In contrast, Obama calls for a "bottom up prosperity," based upon his version of putting people first. He wants to invest in education and training. He'd generate millions of new jobs in a concerted drive for energy independence. He'll create a national investment bank to rebuild and modernize our aging infrastructure, and put people to work. He'll help make college more affordable. He'll offer middle class families (generously defined as making under $150,000) a tax break, while raising taxes on the wealthy, shutting corporate tax loopholes, imposing an excess profits tax on the oil and gas companies, and using money saved from ending the Iraq war to invest here at home.
McCain scorns this as the old "tax and spend" policies that Americans can't afford, arguing that "Sen. Obama says I'm running for Bush's third term, seems to me he's running for Jimmy Carter's second." (Great line, except the stagflation is already here). In his speech before the conservative National Federation of Independent Business, he called for not only sustaining the Bush tax cuts which he once opposed, but also adding new cuts (an estimated $300 billion a year) for corporations and the wealthy. He bizarrely emphasized "the estate tax," as "one of the most unfair taxes on the books," presumably because it applies primarily to the wealthiest 2% of America's fortunes.
McCain paints himself as the change largely by posing as the sheriff policing wasteful pork barrel spending, in contrast to the wastrel ways of the Republican Congress and the Bush administration.
His plans earned Obama's scorn: McCain, he said:
is now calling for a new round of tax giveaways that are twice as expensive as the original Bush plan and nearly twice as regressive. His policy will spend nearly $2 trillion on tax breaks for corporations, including $1.2 billion for Exxon alone, a company that just recorded the highest profits in history.... At a time when we're fighting two wars, when millions of Americans can't afford their medical bills or their tuition bills, when we're paying more than $4 a gallon for gas, the man who rails against government spending wants to spend $1.2 billion on a tax break for Exxon Mobil. That isn't just irresponsible. It's outrageous.
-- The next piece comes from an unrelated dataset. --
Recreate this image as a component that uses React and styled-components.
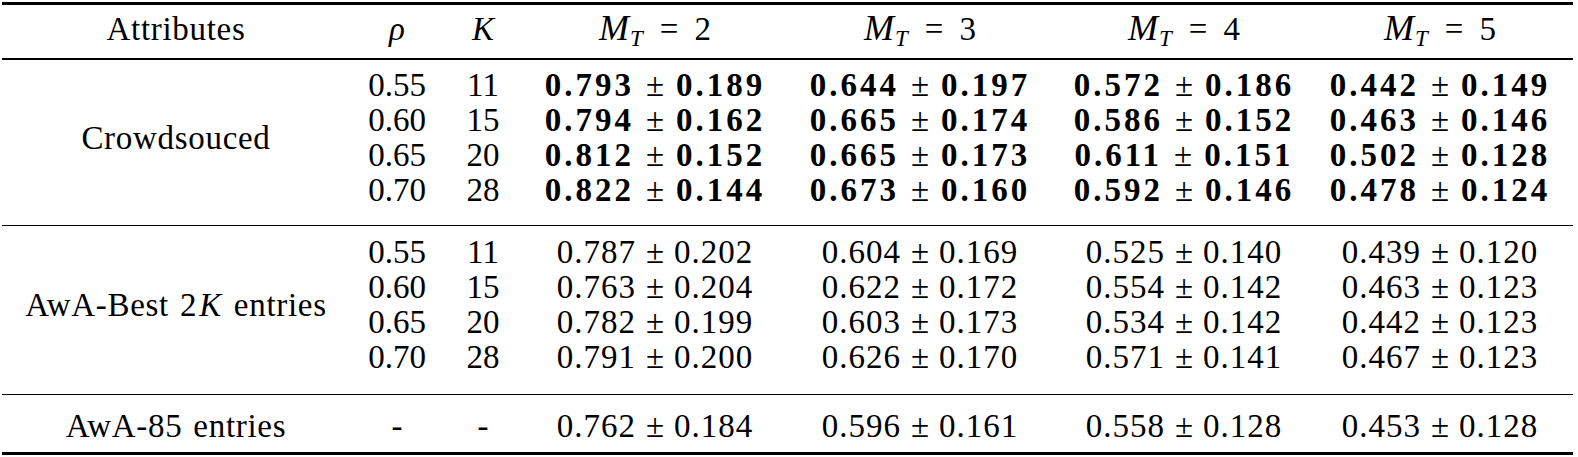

I have a different vision for the future. Instead of spending twelve billion dollars a month to rebuild Iraq, I think it's time we invested in our roads and schools and bridges and started to rebuild America. Instead of handing out giveaways to corporations that don't need them and didn't ask for them, it's time we started giving a hand-up to families who are trying pay their medical bills and send their children to college. We can't afford four more years of skewed priorities that give us nothing but record debt -- we need change that works for the American people.
In this exchange, McCain is in trouble. Here, as on Iraq, he is arguing for carrying the Bush agenda forward, while three-quarters of Americans think we're on the wrong course. As Obama puts it, "We have tried it their way for eight long years and it has failed. It is time to try something new. It is time for a change."
We haven't witnessed this clear an ideological division since the 1964 Johnson-Goldwater faceoff. For those who feared Obama couldn't throw a punch, he showed both a good jab and a decent left hook in pounding McCain on the economy. That's why the Republican posse is likely to scorn sparring about policy and turn this election into an alley fight, taking out the knives around patriotism, pastors and race.